§ **SOURCE RECORDS**
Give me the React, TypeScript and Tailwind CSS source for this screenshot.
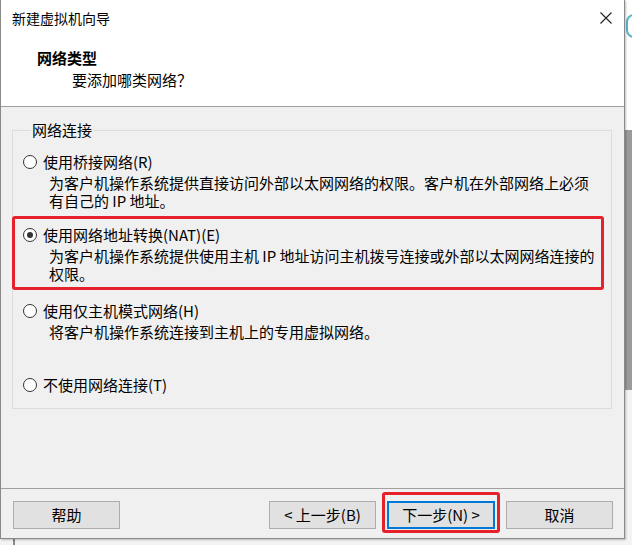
...
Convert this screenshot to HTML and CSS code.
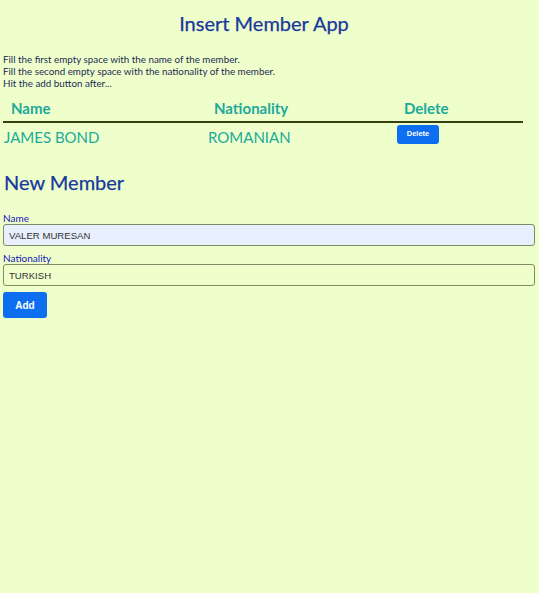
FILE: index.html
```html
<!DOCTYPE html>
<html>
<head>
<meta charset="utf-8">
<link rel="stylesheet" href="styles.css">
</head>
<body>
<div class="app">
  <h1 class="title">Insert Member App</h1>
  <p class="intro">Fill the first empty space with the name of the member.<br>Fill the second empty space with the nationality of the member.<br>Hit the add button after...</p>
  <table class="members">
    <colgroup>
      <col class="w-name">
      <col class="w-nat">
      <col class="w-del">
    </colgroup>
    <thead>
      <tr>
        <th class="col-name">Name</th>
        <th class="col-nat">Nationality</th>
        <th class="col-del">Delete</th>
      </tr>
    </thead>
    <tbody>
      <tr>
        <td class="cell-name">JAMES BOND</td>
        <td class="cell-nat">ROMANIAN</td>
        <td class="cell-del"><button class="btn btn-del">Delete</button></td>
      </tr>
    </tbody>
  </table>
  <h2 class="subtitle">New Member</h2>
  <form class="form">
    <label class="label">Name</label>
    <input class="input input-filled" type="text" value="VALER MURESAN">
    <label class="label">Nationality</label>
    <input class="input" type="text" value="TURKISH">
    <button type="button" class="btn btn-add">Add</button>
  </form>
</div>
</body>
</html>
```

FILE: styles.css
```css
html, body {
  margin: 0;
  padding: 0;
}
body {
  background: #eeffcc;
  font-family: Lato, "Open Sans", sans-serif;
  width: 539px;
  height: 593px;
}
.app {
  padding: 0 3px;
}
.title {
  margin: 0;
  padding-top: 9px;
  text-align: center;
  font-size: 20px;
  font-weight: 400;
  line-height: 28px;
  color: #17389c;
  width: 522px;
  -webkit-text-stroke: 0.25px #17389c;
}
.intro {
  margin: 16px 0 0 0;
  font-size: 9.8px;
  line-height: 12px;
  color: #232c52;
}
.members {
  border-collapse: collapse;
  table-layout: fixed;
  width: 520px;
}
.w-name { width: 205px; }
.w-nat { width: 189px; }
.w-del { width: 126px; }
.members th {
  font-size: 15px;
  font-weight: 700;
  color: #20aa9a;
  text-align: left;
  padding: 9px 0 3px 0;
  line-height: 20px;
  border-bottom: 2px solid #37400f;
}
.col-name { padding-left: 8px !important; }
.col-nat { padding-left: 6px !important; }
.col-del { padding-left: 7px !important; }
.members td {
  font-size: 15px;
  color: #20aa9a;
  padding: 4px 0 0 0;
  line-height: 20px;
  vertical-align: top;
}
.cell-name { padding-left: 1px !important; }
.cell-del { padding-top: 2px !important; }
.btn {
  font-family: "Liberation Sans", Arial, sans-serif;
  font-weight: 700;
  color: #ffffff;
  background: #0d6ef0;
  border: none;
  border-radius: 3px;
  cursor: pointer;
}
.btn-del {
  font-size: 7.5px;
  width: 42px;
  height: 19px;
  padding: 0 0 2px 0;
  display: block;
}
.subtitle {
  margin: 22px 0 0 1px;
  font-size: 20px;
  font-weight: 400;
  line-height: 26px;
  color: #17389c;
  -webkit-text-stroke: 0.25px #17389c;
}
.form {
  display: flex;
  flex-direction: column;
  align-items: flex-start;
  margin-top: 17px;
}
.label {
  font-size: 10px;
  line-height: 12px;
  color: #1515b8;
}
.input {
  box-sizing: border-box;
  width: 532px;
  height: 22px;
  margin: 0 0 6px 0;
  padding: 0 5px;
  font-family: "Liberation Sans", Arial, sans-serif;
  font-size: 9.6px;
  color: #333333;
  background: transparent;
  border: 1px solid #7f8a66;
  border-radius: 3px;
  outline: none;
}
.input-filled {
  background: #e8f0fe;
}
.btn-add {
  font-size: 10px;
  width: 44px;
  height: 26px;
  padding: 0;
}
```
==
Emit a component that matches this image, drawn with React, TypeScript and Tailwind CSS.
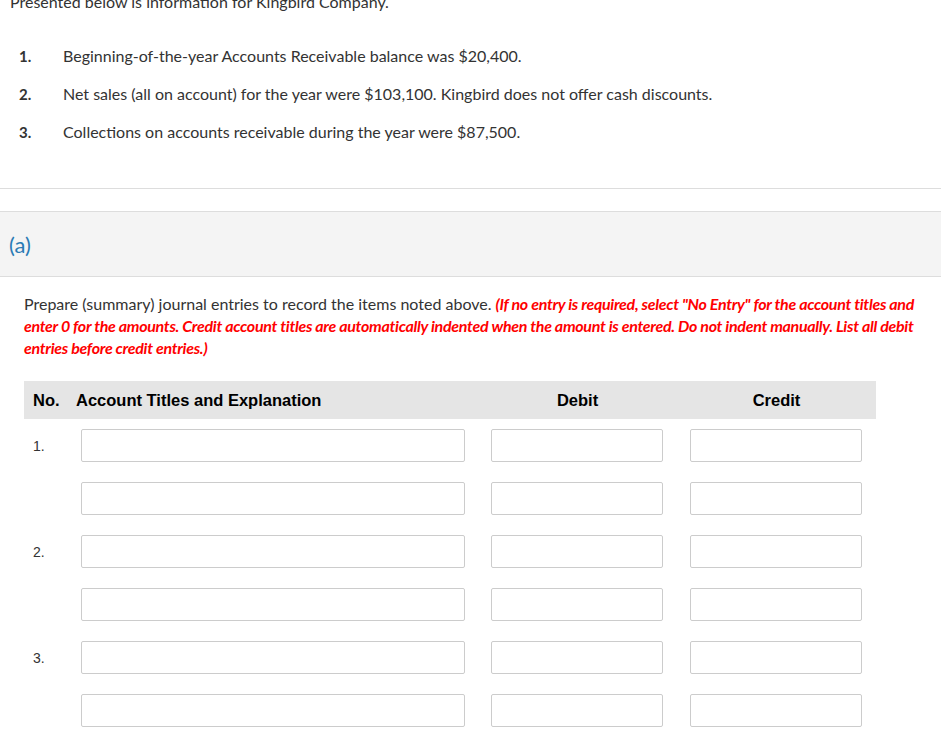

§ **WRITTEN EXERCISE**
Give the number of lines in the records that contain the string "TypeScript", with no other output.

§ **PROBLEM SOLUTION**
2